Carburetor: Back in the day, a racing Trans-Am Mustang should have had a Cross Boss intake and a couple of huge carburetors, but the Boss intake required so many specialized carb and ignition parts, it was never run in the races. Michelle just uses a Holley 750 and an MSD Pro Billet distributor instead.

Transmission: She shifts it, eventually, with a T5 transmission from an '89 Mustang and a McLeod 10.5-inch clutch and T5 bellhousing. The rear is a 9-inch with 3.89 gears and 31-spline axles.


Suspension: Most of the suspension parts are out of a '67 390 Mustang. The heavy-duty 53.00x2.50-inch rear leaf springs and staggered shocks try to dampen wheelhop during what Michelle calls "full-throttle starts," and the donor car also provided a heavy-duty front stabilizer. It has Koni shocks and 390 springs with one coil cut to get the frontend down.

Looks: She was happy with it for almost three years until it was hit in the alley. The insurance provided the funds for the last piece of the puzzle: the paint. The body was repaired, the antenna was shaved, and a billet grille, HID headlights, and sequential taillights were added. The paint is BASF Glasurit dual-stage Medium Lime Green Metallic applied by Gil Terrazas at Ranger Performance. The stripes are from a kit she bought off eBay. The wheels are 15-inch Minilites with Dayton 235/60R15 and 255/60R15 tires.

Interior: It's stock except for the custom center console built by Ranger Performance. It went to Larry's Thunderbird & Mustang Parts (larrysmustang.com) for the new headliner.

She holds it in gear until you wince and wish she would shift, but she doesn't. The Boss was designed with revvin' in mind, and Michelle clings to the abstract without mercy as she holds the pedal to the floor until the valvetrain clatter forces a shift. We know it when we see a throttle jockey who likes to rev by the faint veil of blue smoke that follows the car around, and all the signs were there. Thirty-five years earlier, Michelle might have been the Danica Patrick of Trans-Am.


We met her in a small office straight from a prison movie with bars on the cloudy windows and stark bleach-white cinder block. A pile of street-rod parts was on the floor. "Is it your dad's or your boyfriend's?" She hates questions like that, so we didn't ask. Instead, it was the first thing she volunteered to us. Michelle takes pride in being the one who breaks stuff and tinkers and owns the thing, so she has the right to kick those guys to the curb.

We walked outside and Michelle pointed around the alley at her '32 pickup shell that is getting a flathead. "Have you seen the pistons on a flathead? They are cool. We just took it apart the other day. They are sooo cool." She remembers being around 9 or 10 years old when she first spied a real Trans-Am Mustang. "My dad said, 'You better start saving your money because those cars are expensive.'" Short of the Boss 302 she really wanted, she managed to find a Wimbledon White Mach 1, but that wasn't enough, so she sold it to her dad and went after a Boss.
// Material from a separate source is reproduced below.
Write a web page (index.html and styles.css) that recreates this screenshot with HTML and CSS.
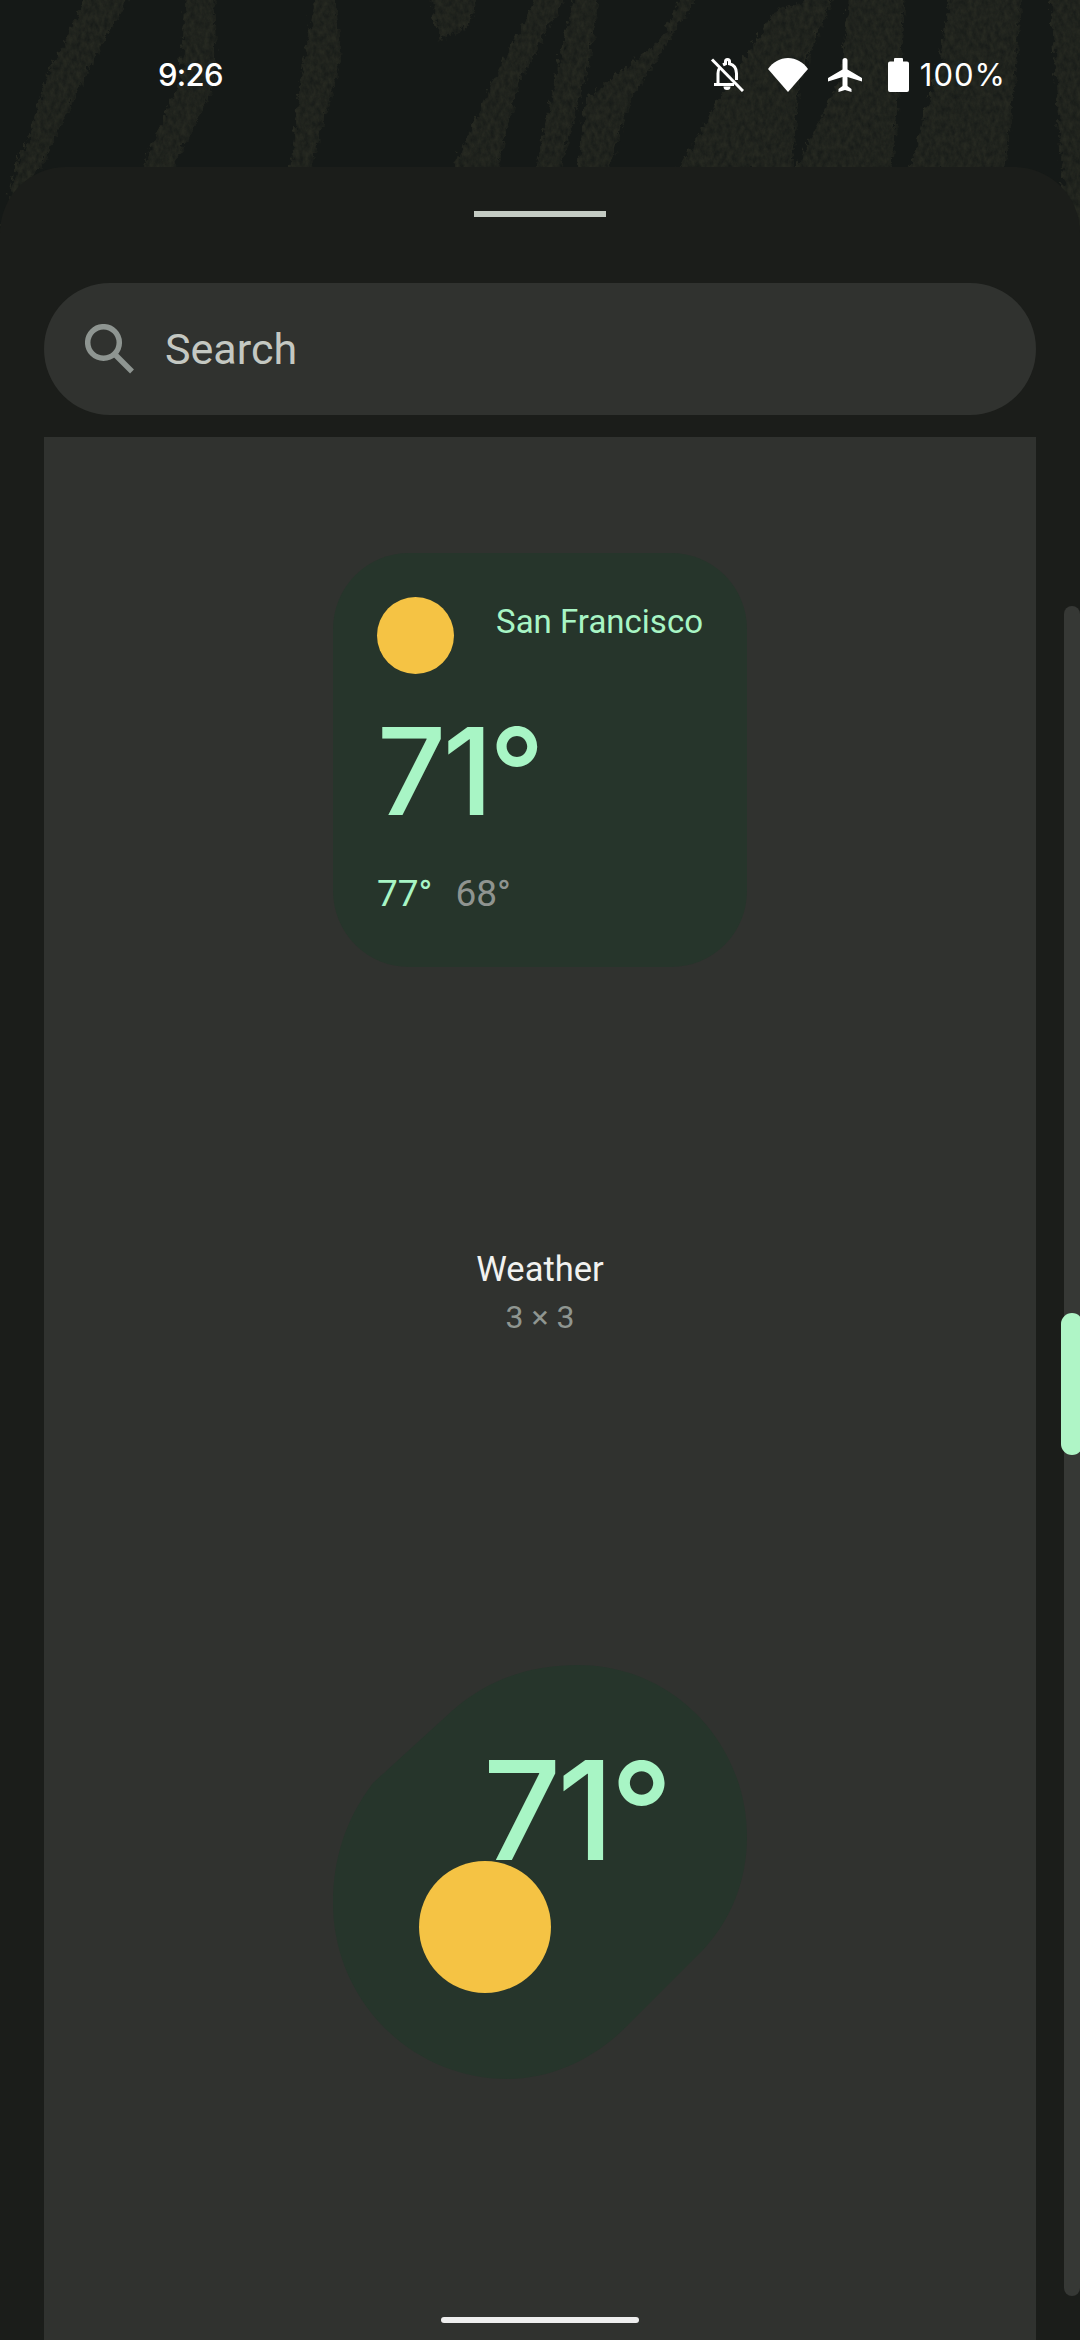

Michelle went from a 10-year-old clutching a copy of a vintage Trans-Am picture book to negotiating the sale of a real 302 car from a guy she met at a Carl's Jr. cruise night. "He had a Ford Fairlane, and I had a '72 Ford Econoline, so we started to talk. Don't get the wrong idea, the van was my dad's." The car was in a zillion pieces in a garage, and in her words, after some majorly annoying wrangling, the car was hers.


"I was so excited when I got the car home,I can't even explain it." -Michelle Holstien

With a U-Haul trailer hooked to the van, Michelle went to scoop up all the parts; the engine and transmission went to Yorba Linda, California, to be rebuilt, and the body parts went to Ranger Performance, a shop owned by her boyfriend that happens to be where the car is stored now. There, they assembled the body and suspension, reupholstered the interior, and repainted all the interior pieces. Sadly, the stock steering wheel was missing, so Michelle replaced it with the MOMO.

Once the car had acceptable paint and a rebuilt 302, Michelle was bent on the thrash, and you could find the car screaming around the track at the Monterey Historic races or at 7,000 rpm with electro-cutout exhaust on the Buttonwillow Raceway. Laps at Fontana, the Hot Rod Power Tour(tm), and daily street whipping were ended when someone backed into the car and wasted the original paint. At that point, Michelle decided maybe it wasn't such a good idea to be rallying an actual Boss 302 Mustang, so she decided to restore the car with better paint and an interior redo. Nice as it is now, you can still catch it over-revving on the street-not a pampered life by any means. She still has a pretty big cam in there.